TASK BRIEF: Look through the records and report how many lines include the word "components", with no other words.

EXCERPTED RECORDS:

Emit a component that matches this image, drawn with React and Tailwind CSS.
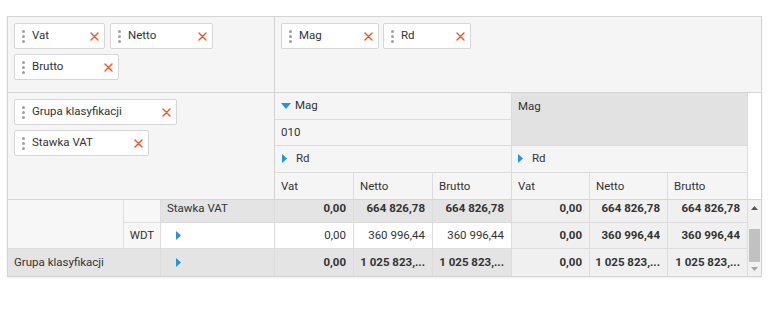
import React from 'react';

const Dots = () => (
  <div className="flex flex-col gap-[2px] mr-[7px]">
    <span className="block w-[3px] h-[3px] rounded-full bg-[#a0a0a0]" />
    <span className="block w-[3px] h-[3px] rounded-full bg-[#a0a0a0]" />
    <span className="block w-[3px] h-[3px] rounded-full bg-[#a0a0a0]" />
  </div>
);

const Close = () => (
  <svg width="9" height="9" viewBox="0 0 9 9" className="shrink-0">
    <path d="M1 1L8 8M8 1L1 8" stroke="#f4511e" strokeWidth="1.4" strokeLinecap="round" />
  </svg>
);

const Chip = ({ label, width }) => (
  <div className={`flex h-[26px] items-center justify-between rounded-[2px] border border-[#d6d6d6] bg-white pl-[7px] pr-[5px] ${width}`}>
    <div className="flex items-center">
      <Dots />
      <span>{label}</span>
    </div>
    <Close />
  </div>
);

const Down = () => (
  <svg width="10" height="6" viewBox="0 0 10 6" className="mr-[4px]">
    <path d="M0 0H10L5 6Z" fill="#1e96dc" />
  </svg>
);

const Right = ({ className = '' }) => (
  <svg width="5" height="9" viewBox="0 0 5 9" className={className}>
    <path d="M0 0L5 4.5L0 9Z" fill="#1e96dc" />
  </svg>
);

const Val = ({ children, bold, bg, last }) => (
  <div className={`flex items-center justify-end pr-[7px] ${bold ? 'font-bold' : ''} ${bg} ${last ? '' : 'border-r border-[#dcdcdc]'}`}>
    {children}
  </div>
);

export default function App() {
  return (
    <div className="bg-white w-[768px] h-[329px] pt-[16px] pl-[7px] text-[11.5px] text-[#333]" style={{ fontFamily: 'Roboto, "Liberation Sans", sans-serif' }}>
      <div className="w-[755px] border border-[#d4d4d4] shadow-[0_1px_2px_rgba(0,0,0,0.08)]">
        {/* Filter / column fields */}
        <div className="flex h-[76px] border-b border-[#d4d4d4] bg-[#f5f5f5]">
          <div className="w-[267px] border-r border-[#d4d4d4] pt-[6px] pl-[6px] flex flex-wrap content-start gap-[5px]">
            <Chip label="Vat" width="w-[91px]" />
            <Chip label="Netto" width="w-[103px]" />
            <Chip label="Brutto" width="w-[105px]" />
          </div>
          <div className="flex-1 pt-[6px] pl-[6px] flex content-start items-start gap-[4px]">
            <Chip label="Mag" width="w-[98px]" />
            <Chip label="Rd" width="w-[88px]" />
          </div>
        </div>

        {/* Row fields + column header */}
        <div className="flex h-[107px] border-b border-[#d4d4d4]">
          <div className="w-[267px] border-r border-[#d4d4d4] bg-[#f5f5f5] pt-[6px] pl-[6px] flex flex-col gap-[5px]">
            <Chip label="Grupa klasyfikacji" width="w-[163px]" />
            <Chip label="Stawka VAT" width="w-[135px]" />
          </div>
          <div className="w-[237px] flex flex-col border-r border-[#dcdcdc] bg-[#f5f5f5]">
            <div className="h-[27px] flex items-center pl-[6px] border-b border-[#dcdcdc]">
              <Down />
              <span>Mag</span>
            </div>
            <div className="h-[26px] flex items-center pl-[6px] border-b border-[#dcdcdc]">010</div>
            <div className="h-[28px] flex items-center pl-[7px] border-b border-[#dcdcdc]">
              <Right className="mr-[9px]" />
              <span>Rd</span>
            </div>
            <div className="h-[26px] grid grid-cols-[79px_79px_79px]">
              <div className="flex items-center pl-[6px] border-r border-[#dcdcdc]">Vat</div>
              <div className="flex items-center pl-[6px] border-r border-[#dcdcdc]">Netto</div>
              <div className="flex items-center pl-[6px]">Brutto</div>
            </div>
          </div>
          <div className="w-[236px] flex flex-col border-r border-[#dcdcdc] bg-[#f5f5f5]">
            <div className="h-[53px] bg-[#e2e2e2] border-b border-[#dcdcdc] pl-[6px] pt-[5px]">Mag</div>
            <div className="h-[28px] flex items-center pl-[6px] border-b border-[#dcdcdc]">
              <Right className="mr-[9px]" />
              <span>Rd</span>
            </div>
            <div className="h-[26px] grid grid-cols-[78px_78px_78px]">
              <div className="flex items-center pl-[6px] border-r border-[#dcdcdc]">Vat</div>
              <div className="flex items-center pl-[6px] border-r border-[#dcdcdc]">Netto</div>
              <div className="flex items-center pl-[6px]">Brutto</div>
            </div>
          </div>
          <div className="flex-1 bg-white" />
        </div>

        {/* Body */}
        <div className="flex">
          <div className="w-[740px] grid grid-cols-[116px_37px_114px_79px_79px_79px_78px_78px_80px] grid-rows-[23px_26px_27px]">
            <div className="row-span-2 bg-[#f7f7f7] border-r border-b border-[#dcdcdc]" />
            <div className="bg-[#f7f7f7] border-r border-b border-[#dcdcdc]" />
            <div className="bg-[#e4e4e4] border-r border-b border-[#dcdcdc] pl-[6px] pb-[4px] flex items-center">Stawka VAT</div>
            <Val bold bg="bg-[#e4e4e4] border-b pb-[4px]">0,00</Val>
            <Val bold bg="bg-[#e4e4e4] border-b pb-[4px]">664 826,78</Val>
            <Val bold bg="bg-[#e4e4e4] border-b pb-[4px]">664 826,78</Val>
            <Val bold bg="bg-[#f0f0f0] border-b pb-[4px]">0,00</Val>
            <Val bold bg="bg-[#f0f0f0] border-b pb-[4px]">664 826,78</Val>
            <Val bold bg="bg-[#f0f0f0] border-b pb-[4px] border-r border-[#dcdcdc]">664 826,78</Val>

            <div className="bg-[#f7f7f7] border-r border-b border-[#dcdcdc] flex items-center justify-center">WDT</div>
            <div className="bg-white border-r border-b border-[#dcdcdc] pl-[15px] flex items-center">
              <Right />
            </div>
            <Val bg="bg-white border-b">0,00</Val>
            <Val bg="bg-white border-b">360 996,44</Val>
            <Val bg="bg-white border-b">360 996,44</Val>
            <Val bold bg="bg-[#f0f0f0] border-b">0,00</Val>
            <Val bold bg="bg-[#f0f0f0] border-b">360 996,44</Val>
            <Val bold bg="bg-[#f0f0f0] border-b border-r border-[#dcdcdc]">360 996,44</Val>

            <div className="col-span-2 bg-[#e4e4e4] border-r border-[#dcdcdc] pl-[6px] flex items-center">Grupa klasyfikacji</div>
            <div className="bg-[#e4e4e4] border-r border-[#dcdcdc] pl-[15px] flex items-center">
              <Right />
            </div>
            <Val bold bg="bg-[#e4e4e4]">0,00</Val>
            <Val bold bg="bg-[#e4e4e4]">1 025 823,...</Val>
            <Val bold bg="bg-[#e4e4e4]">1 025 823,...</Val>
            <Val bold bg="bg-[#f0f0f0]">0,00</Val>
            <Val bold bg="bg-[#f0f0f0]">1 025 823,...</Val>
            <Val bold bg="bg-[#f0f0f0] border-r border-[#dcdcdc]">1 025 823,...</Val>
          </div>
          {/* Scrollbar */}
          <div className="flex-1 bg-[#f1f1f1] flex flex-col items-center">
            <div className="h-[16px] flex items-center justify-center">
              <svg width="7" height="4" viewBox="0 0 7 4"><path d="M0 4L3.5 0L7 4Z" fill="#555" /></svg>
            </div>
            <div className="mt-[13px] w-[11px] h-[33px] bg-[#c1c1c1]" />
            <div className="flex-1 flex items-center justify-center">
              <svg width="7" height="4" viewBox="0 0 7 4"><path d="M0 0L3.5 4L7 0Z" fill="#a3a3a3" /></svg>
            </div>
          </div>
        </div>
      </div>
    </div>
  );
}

==

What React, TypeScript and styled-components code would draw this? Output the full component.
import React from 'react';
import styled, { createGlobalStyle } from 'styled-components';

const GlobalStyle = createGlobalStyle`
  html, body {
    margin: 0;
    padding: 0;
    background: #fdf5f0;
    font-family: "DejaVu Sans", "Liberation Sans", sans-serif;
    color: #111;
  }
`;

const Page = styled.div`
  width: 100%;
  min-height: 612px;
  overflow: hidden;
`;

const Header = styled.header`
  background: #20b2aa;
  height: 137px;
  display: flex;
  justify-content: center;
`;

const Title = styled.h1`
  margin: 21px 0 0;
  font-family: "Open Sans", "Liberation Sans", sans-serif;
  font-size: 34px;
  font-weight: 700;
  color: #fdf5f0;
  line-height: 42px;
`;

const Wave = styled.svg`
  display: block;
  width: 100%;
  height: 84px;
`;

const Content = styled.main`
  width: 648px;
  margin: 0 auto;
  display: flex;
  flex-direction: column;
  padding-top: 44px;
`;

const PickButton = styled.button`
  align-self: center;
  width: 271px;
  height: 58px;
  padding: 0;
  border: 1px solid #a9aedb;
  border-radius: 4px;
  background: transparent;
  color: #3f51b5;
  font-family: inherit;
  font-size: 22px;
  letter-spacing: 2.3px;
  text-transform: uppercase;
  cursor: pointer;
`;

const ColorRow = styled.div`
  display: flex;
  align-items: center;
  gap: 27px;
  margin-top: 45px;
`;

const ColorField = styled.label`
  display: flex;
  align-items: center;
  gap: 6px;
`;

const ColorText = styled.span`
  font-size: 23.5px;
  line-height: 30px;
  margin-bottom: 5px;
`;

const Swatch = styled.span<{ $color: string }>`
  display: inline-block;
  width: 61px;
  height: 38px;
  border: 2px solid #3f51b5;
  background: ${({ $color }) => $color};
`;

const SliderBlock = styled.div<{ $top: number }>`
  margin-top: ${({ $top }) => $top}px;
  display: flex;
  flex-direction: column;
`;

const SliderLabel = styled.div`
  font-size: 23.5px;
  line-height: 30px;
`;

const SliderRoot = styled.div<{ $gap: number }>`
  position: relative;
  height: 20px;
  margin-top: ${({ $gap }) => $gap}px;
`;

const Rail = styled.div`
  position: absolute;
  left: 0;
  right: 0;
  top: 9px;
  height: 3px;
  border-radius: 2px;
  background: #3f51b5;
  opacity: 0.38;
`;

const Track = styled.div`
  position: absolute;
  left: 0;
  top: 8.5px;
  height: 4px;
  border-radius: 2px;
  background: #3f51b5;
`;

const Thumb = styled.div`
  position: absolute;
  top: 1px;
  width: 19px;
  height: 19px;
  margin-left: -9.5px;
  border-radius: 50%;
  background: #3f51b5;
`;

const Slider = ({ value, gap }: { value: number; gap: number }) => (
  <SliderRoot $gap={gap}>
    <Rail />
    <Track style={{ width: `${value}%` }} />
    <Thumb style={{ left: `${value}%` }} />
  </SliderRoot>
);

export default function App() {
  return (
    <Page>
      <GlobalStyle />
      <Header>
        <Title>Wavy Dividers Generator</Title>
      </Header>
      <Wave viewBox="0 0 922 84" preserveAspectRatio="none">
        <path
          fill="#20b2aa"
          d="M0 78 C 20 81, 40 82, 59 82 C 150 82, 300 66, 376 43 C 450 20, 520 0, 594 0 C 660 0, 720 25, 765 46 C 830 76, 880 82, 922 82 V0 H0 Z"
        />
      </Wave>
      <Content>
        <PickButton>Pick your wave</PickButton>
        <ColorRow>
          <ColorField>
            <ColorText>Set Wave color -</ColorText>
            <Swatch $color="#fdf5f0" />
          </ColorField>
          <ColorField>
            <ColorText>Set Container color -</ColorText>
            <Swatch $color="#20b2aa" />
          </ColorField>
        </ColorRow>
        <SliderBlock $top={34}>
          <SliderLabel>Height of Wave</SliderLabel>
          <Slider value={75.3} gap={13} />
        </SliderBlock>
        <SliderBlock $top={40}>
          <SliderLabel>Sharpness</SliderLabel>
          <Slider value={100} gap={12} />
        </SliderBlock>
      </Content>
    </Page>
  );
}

ANSWER TO THE PROBLEM: 2